Last Updated Jan 12, 2026 7:14 pm.
As the Dec. 30 break of Calgary’s Bearspaw Feeder Main nears final repairs, Ward 2 Coun. Jennifer Wyness is raising concerns about the report on the 2024 break released last week.
In a post to social media, she says “a lot of misinformation” is “being perpetrated online and in the media” regarding the report.
Wyness lays out a timeline of when the report was ordered versus its release, saying the publishing of the report with less than 24 hours notice and without public engagement doesn’t reflect good governance or effectiveness from the panel.
The councillor seems to reject the panel’s findings of governance of organizational issues within the city, saying council received three updates following the initial break that went unacknowledged by the panel.
“Why did it take this fourth review 18 months to complete essentially a summary of the preceding reports – and with a budget of up to $2 million for the equivalent of an AI summary,” Wyness wrote. “This feels absurd.”
Wyness has come out against the recommendation to create a city corporation to oversee water services, similar to how electricity is handled through Enmax. She claims this will remove all elected official oversight.
“Op-eds and running the media circuit to force the Mayor and Council’s hand to say yes and skip our responsibility to complete due diligence and engage Calgarians is unacceptable,” she said. “Calgarians should be wary of any independent panel that chooses to run a media campaign after misrepresenting the work that is currently happening and the structures in place to Calgarians.”
Wyness says the councillors in favour of the report’s recommendations are newcomers to council and they pressured for the expedited release of the report.
The head of the independent review panel Siegfried Kiefer says he is not looking to pressure members of council but says, based on the panel’s review, council needs to be “action-oriented” rather than being “debate-oriented.”
“Every repair on this pipeline is costing $40 to $50 million in investment by citizens on a half-hazard approach to the system that we are involved in,” says Kiefer.

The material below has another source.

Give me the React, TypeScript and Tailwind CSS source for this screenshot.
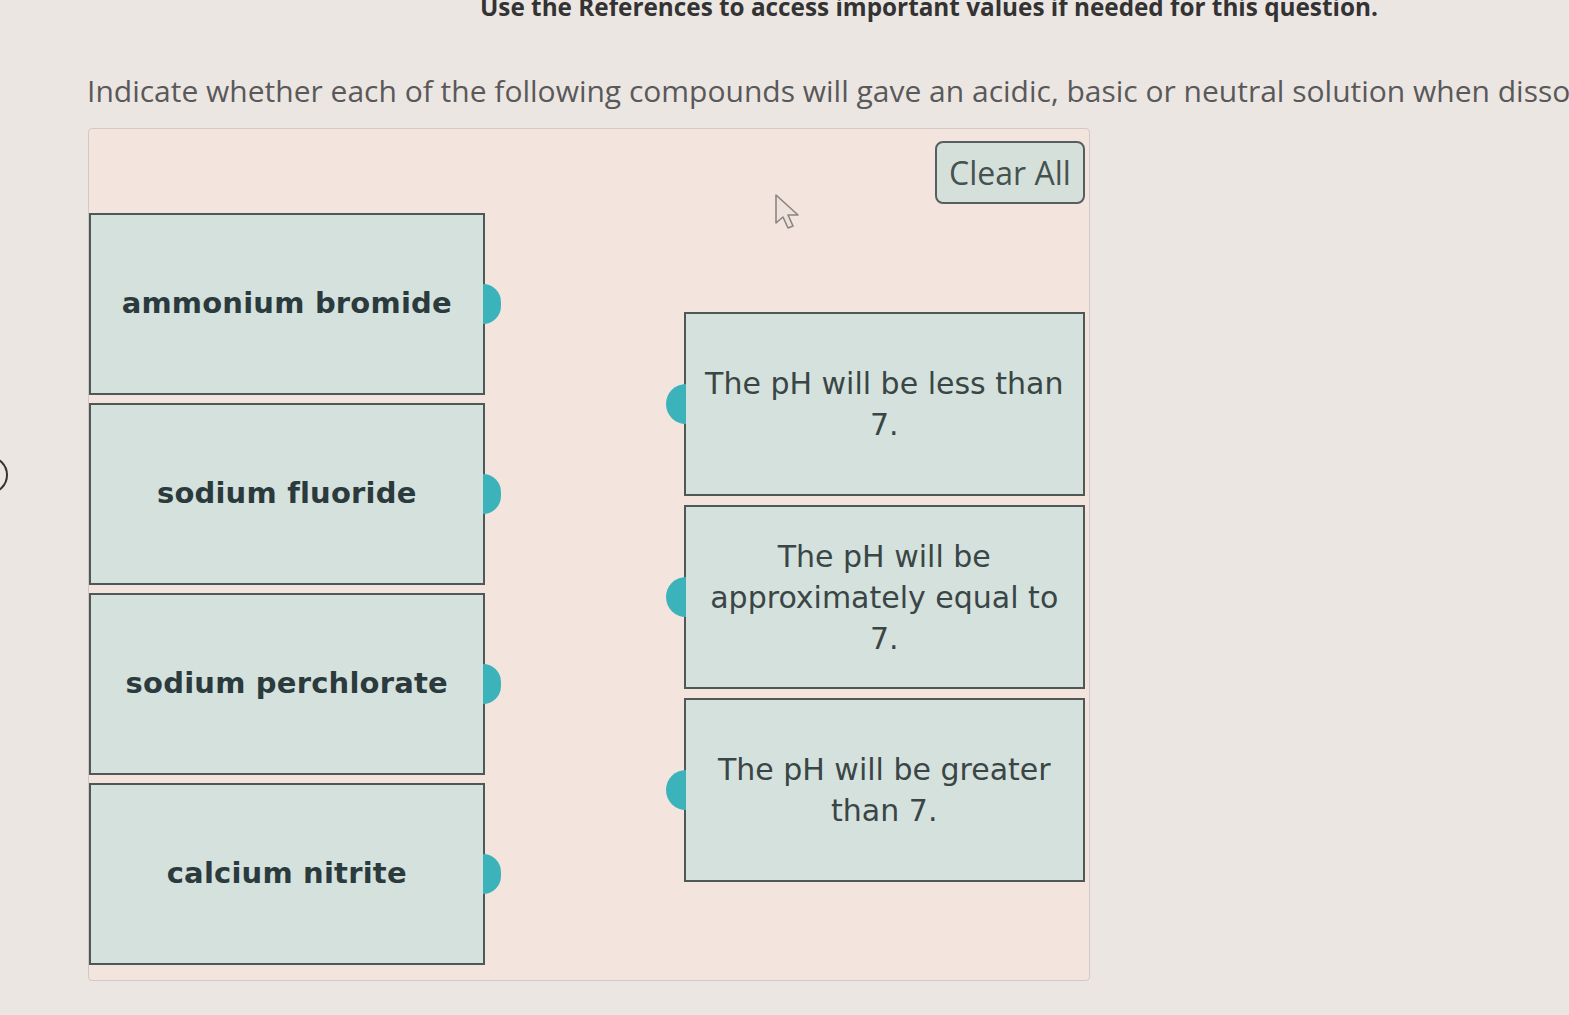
const compounds = ["ammonium bromide", "sodium fluoride", "sodium perchlorate", "calcium nitrite"];

const answers = [
  ["The pH will be less than", "7."],
  ["The pH will be", "approximately equal to", "7."],
  ["The pH will be greater", "than 7."],
];

function LeftCard({ label }: { label: string }) {
  return (
    <div className="relative flex h-[182px] items-center justify-center border-2 border-[#4f5857] bg-[#d5e1dc]">
      <span className="text-[29px] font-bold tracking-[0.2px] text-[#2b3b3d] [font-family:'DejaVu_Sans',Verdana,sans-serif]">
        {label}
      </span>
      <div className="absolute left-full top-1/2 h-[40px] w-[18px] -translate-y-1/2 rounded-r-full bg-[#3cb3bb]" />
    </div>
  );
}

function RightCard({ lines }: { lines: string[] }) {
  return (
    <div className="relative flex h-[184px] flex-col items-center justify-center border-2 border-[#4f5857] bg-[#d5e1dc] text-[30px] leading-[41px] text-[#3a4646] [font-family:'DejaVu_Sans',Verdana,sans-serif]">
      {lines.map((l) => (
        <span key={l} className="block whitespace-nowrap">
          {l}
        </span>
      ))}
      <div className="absolute right-full top-1/2 h-[40px] w-[20px] -translate-y-1/2 rounded-l-full bg-[#3cb3bb]" />
    </div>
  );
}

export default function App() {
  return (
    <div className="relative h-[1015px] w-[1569px] overflow-hidden bg-[#ece6e3] [font-family:'Open_Sans',sans-serif]">
      <div className="-mt-[7px] pl-[480px] text-[24.3px] font-bold leading-[28px] whitespace-nowrap text-[#333]">
        Use the References to access important values if needed for this question.
      </div>

      <div className="mt-[51px] pl-[87px] text-[30px] leading-[38px] whitespace-nowrap text-[#595959]">
        Indicate whether each of the following compounds will gave an acidic, basic or neutral solution when dissolved in water.
      </div>

      <div className="ml-[88px] mt-[18px] flex w-[1002px] flex-col rounded-[4px] border border-[#d2c9c4] bg-[#f3e4dd] pb-[15px] pr-[4px]">
        <div className="flex justify-end pt-[12px]">
          <button className="h-[63px] w-[150px] rounded-[8px] border-2 border-[#55605e] bg-[#d5e0db] text-[32px] text-[#45524f]">
            Clear All
          </button>
        </div>

        <div className="flex">
          <div className="mt-[9px] flex w-[396px] flex-col gap-[8px]">
            {compounds.map((c) => (
              <LeftCard key={c} label={c} />
            ))}
          </div>
          <div className="ml-[199px] mt-[108px] flex w-[402px] flex-col gap-[9px]">
            {answers.map((a) => (
              <RightCard key={a[0]} lines={a} />
            ))}
          </div>
        </div>
      </div>

      {/* mouse pointer */}
      <svg className="absolute left-[774px] top-[193px]" width="30" height="40" viewBox="0 0 30 40">
        <path d="M2 2 L2 30 L9 24 L14 35 L19 33 L14 22 L24 22 Z" fill="#ede2dc" stroke="#8a8583" strokeWidth="1.6" strokeLinejoin="round" />
      </svg>

      {/* edge of something off-screen on the left */}
      <div className="absolute -left-[30px] top-[456px] h-[38px] w-[38px] rounded-full border-2 border-[#333]" />
    </div>
  );
}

One of the new councillors, Ward 14’s Landon Johnston, is also raising questions about the release of the report. He wrote on social media on Sunday that he was concerned the council wasn’t provided with an urgent water report during orientation and that there might be other essential reports they haven’t seen.
Wyness was elected for a second term in the October 2025 municipal election. Johnston was elected for the first time during the same vote.